Gastón Molayoli es uno de los vecinos que celebra frente al frigorífico La Campana. El año pasado vieron que alguien tomaba la soga de la campana de la puerta y la hacía sonar. "Es un sonido hermoso y muy emotivo cuando justo pasan los primeros corredores", dice. "En esta edición, preguntamos si nos dejaban a nosotros. Estuvieron nuestras sobrinas, al rato se cansaron y mi compañera Marianela, y Laura, mi cuñada, agarraron la posta. Estuvieron como veinte minutos tocando. Muchos corredores saludaban cuando descubrían de dónde venía el sonido".
En las gradas de la cancha del club Banda Norte, la mejor posición para ver la línea de llegada, tampoco pasa desapercibida la medianoche. Suena música de cuarteto. De pronto, surge un coro espontáneo que cubre todo el estadio. "Cinco, cuatro, tres, dos, uno… ¡Feliz Año Nuevo! Estalla la tribuna en abrazos, sonrisas, brindis.
A los pocos minutos empiezan a llegar "los gladiadores", como menciona el locutor que transmite en vivo. Pasan Julián Molina, Miguel Guerra, Brian Burgos, Joaquín Arbe… Una familia llama por WhatsApp con cámara a alguien de afuera para mostrarle la cantidad de gente que hay esta vez. De las conservadoras salen más panes dulces, garrapiñadas, turrones. Sostener el ritual de celebración, aun en las tribunas de una cancha de fútbol. Los que no encuentran lugar en las gradas se ubican abajo, pegados al alambrado. Una señora en silla de ruedas, una chica que le da la teta a su bebé, un señor con bastón.
Rosa cruza la meta, alza los brazos como si fueran ramas de un árbol que agradece la lluvia, los ojos cerrados, un instante de íntima celebración. Su mamá, que estuvo toda la noche esperando en el parque, entra corriendo al estadio que acaba de pisar su hija. Se abrazan. Lloran. "Siempre nos emocionamos. Es fin de año, la carrera, lo que estamos compartiendo y, también, lo que una pasó para llegar acá", dice Rosa.
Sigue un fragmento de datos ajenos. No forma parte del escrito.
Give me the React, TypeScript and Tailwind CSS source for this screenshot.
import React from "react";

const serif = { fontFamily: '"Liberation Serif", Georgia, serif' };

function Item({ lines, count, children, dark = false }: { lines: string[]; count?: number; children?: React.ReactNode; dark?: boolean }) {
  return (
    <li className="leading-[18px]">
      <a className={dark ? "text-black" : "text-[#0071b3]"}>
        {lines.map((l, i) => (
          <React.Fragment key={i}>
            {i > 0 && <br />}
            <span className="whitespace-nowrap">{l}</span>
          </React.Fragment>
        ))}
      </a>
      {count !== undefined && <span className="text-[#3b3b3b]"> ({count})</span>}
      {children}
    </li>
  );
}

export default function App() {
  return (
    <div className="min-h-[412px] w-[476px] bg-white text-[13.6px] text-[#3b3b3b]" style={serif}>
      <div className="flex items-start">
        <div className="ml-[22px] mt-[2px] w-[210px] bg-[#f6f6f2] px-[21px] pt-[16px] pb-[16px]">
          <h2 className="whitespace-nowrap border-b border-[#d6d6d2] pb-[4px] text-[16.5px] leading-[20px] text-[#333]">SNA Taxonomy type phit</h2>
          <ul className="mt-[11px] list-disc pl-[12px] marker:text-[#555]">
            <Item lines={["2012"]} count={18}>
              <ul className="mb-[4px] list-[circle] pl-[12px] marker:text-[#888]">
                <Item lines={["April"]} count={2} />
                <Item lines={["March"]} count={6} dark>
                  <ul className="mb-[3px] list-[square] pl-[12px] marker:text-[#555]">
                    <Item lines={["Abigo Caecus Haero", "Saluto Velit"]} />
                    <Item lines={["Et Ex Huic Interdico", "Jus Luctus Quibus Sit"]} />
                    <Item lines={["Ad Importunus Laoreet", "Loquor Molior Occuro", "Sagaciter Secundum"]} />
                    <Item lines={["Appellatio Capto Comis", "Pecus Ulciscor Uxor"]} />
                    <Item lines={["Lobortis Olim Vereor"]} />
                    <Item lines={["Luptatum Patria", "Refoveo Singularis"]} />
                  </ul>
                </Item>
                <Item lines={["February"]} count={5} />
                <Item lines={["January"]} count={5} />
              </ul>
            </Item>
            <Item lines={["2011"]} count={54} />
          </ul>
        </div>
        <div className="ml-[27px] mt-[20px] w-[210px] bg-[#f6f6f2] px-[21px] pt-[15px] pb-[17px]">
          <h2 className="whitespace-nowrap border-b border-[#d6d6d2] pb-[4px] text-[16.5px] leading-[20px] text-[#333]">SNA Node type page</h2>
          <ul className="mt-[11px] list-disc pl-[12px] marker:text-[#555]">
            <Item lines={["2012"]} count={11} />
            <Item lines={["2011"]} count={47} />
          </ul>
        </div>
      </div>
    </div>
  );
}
Desde chica la acompaña la idea de superación. Ella lo adjudica a la vida misma y dice que no quiere victimizarse. Menciona que de chicos vivían los cinco en una habitación, sus padres, ella y sus dos hermanos. "Siempre supe sobreponerme a todo".
Stella también sabe sobreponerse. A los 8 meses su madre la abandonó y estuvo con sus padres de crianza, como los menciona, hasta que murieron cuando ella era muy joven. "Padres no tengo. Es larga la vida mía", dice y prefiere no seguir en ese terreno. Sí habla de que se casó a los 15 años, que tuvo tres hijos y cuatro nietos y que a una de las nietas, la que ahora tiene 4 años, la cría desde chica. "Soy su madre abuela", dice.
Despierta placer verla correr a Rosa: 37 años, un metro sesenta, 46 kilos al servicio de un cuerpo firme; el logo de los Juegos Olímpicos de Río tatuado en su talón vuela por la calle y llega primera, sigue rompiendo récords: ganó once veces la maratón de su ciudad.
Brian también sube al podio. Le ganó a uno de los favoritos, el atleta olímpico Joaquín Arbe, y quedó en tercer lugar, con un mejor tiempo que cuando llegó primero en 2018.
A la hora del brindis, Stella les hace una promesa a sus nietos: este año vuelve a correr la maratón. "Voy a resolver un tema en la rodilla y me voy a entrenar. Por lo menos voy a llegar", dice.
- ¿Qué siente cuando ve correr a Rosa Godoy?
- Me dan ganas de salir atrás de ella, como un cohete, como antes (se ríe).